Ele diz, entretanto, que isso melhorou do ano passado para agora.
Renovação não é desculpa
A renovação que a Câmara de Curitiba teve nas eleições de 2012 poderia servir como explicação para o alto número de projetos inconstitucionais apresentados. Entretanto, os números dizem exatamente o contrário. Dos 110 projetos barrados, apenas 29 partiram de vereadores novatos. Os três vereadores com mais projetos barrados são "veteranos" na Câmara: Dirceu Moreira (PSL, 31 propostas) e Professor Galdino (PSDB, 13 propostas) estão na Casa desde 2009, enquanto Jorge Bernardi (PDT, oito propostas) está em seu sétimo mandato.
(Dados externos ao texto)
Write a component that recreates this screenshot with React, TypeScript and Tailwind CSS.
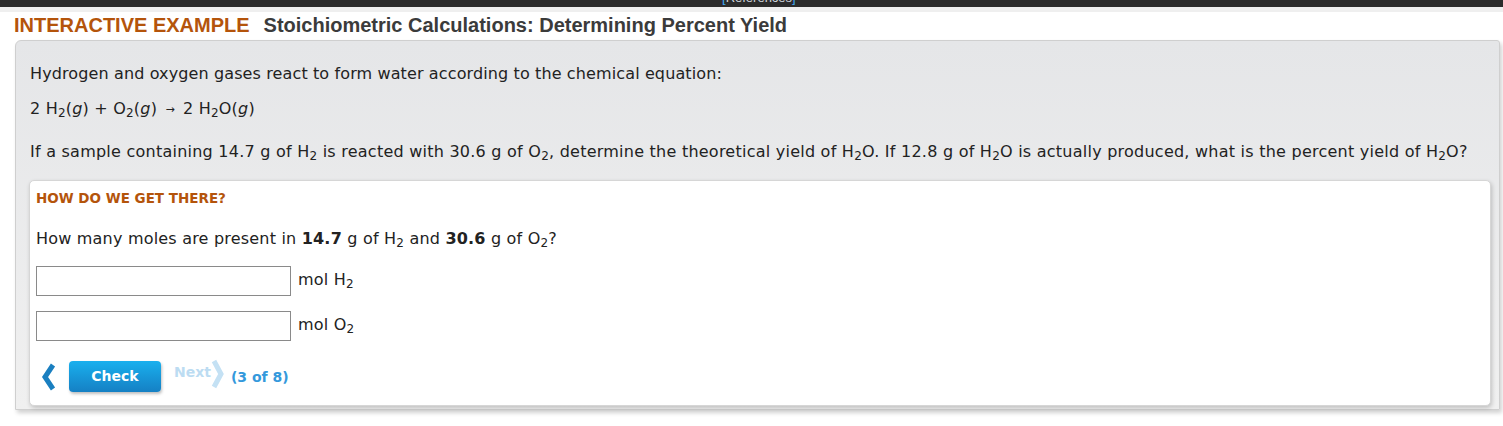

Para o sociólogo Julio Roberto de Souza Pinto, professor do mestrado profissional da Câmara Federal, parlamentares têm o costume de apresentar projetos sem considerar a viabilidade técnica e política. Assim, aparecem em estatísticas como "produtivos", o que tem apelo eleitoral. Muitas vezes, entretanto, isso ocorre por ingenuidade ou falta de conhecimento das limitações.
Presidente da Comissão de Legislação e Justiça (CLJ), Pier Petruzzielo (PTB) admite que há competição entre os vereadores sobre quem apresenta mais projetos.
Os mais barrados
"Campeão" de projetos barrados, Moreira acredita que a comissão, às vezes, exagera no rigor, mas que também há uma "ânsia de apresentar bons projetos" que faz com que vereadores apresentem projetos fora de sua alçada. O vereador diz ter reapresentado seus projetos barrados como sugestão ao Executivo. Já Galdino diz que seus projetos são barrados mais por motivos pessoais e políticos do que jurídicos. Ele diz que, por comprar inúmeras brigas com a maioria dos vereadores, seus projetos sofrem boicote.